Modu: Morphemes
Modu: Morphemes is a dataset released by National Institute of Korean Language. Data specification is as follows.
- author: National Institute of Korean Language
- repository: https://corpus.korean.go.kr
- references: document
- size: - train: 371,571 examples
 
Due to the licensing issue of Modu corpus, Korpora does not provide any download functions for this corpus. Rather, it only offers a load function.If you wish to use this corpus, please complete the authentication process required by the National Institue of Korean Language and manually download the corpus.
You can load the corpus from your Python console as follows.
from Korpora import Korpora
corpus = Korpora.load("modu_mp")
The code assumes that the corpus has already been unzipped into NIKL_MP directory within ~/Korpora (~/Korpora/NIKL_MP).If the root directory is not ~/Korpora, add root_dir=custom_path argument to the load method.
You can also load the corpus as follows. The output of these codes is identical to that of previous codes.
from Korpora import ModuMorphemeKorpus
corpus = ModuMorphemeKorpus()
The codes assumes that the corpus has already been unzipped into ~/Korpora/NIKL_MP within the current user’s local root. If the corpus exists in another directory, add root_dir=custom_path argument in ModuMorphemeKorpus class declaration.

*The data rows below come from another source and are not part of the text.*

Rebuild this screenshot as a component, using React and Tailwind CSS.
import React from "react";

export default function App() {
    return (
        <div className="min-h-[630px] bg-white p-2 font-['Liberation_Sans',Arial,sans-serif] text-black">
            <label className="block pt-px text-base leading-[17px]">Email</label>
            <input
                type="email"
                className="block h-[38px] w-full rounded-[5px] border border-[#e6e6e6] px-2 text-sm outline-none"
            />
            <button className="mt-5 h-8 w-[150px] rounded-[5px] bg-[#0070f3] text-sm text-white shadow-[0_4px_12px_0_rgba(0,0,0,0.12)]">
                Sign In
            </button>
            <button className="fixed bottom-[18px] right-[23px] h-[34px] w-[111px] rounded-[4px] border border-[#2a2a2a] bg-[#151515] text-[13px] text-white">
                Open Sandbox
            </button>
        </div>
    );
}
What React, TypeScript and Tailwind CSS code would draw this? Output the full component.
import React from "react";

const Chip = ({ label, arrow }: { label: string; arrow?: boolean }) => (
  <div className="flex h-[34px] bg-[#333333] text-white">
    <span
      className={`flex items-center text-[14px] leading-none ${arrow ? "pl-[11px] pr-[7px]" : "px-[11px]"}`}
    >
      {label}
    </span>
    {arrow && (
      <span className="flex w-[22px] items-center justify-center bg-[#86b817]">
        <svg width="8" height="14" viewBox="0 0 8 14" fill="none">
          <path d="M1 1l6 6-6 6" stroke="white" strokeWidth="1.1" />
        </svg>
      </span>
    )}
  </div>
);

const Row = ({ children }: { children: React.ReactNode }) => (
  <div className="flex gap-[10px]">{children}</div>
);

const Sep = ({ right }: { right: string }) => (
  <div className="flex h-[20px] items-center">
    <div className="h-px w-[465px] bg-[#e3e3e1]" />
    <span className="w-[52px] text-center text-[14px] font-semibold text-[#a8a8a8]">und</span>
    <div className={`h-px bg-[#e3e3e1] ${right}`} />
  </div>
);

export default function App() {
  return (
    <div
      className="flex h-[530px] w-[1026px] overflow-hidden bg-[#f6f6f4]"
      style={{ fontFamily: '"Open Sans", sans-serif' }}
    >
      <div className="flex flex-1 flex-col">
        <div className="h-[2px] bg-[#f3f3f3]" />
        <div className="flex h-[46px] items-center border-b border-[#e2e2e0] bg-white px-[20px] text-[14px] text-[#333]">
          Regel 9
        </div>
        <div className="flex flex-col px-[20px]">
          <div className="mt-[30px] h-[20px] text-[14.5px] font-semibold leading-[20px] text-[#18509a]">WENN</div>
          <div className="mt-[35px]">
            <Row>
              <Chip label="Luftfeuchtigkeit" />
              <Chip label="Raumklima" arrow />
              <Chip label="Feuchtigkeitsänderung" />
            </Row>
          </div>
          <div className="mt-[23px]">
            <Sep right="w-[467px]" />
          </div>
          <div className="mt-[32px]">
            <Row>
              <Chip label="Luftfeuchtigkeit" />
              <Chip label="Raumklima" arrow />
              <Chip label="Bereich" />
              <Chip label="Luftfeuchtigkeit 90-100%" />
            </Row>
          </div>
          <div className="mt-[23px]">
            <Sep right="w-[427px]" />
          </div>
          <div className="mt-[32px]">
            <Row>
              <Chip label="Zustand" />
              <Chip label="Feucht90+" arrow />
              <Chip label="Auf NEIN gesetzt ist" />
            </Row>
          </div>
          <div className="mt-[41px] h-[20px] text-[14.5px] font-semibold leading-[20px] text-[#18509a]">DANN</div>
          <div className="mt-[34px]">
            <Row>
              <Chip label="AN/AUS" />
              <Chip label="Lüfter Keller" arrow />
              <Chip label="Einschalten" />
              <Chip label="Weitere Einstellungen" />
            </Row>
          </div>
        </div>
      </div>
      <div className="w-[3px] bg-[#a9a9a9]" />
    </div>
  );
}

If you use either one of these previous examples, you can load the corpus into the variable corpus. train refers to the training dataset of the corpus, and you can check its first training instance as follows.
>>> corpus.train[0]
Morphemes(
    id=NWRW1800000022.417.1.1,
    sentence=[제주·서울] "세계환경수도 조성위해 10개년 실천계획 만들겠다" 김태환 지사 밝혀,
    tags=('[', '제주', '·', '서울', ']', '"', '세계', '환경', '수도', '조성', '위하', '아', '10', '개년', '실천', '계획', '만들', '겠', '다', '"', '김태환', '지사', '밝히', '어'),
    positions=('SS', 'NNP', 'SP', 'NNP', 'SS', 'SS', 'NNG', 'NNG', 'NNG', 'NNG', 'VV', 'EC', 'SN', 'NNB', 'NNG', 'NNG', 'VV', 'EP', 'EF', 'SS', 'NNP', 'NNG', 'VV', 'EF'),
    eojeol_id=(0, 0, 0, 0, 0, 1, 1, 1, 1, 2, 2, 2, 3, 3, 4, 4, 5, 5, 5, 5, 6, 7, 8, 8)
)
>>> corpus.train[0].tags
('SS', 'NNP', 'SP', 'NNP', 'SS', 'SS', 'NNG', 'NNG', 'NNG', 'NNG', 'VV', 'EC', 'SN', 'NNB', 'NNG', 'NNG', 'VV', 'EP', 'EF', 'SS', 'NNP', 'NNG', 'VV', 'EF')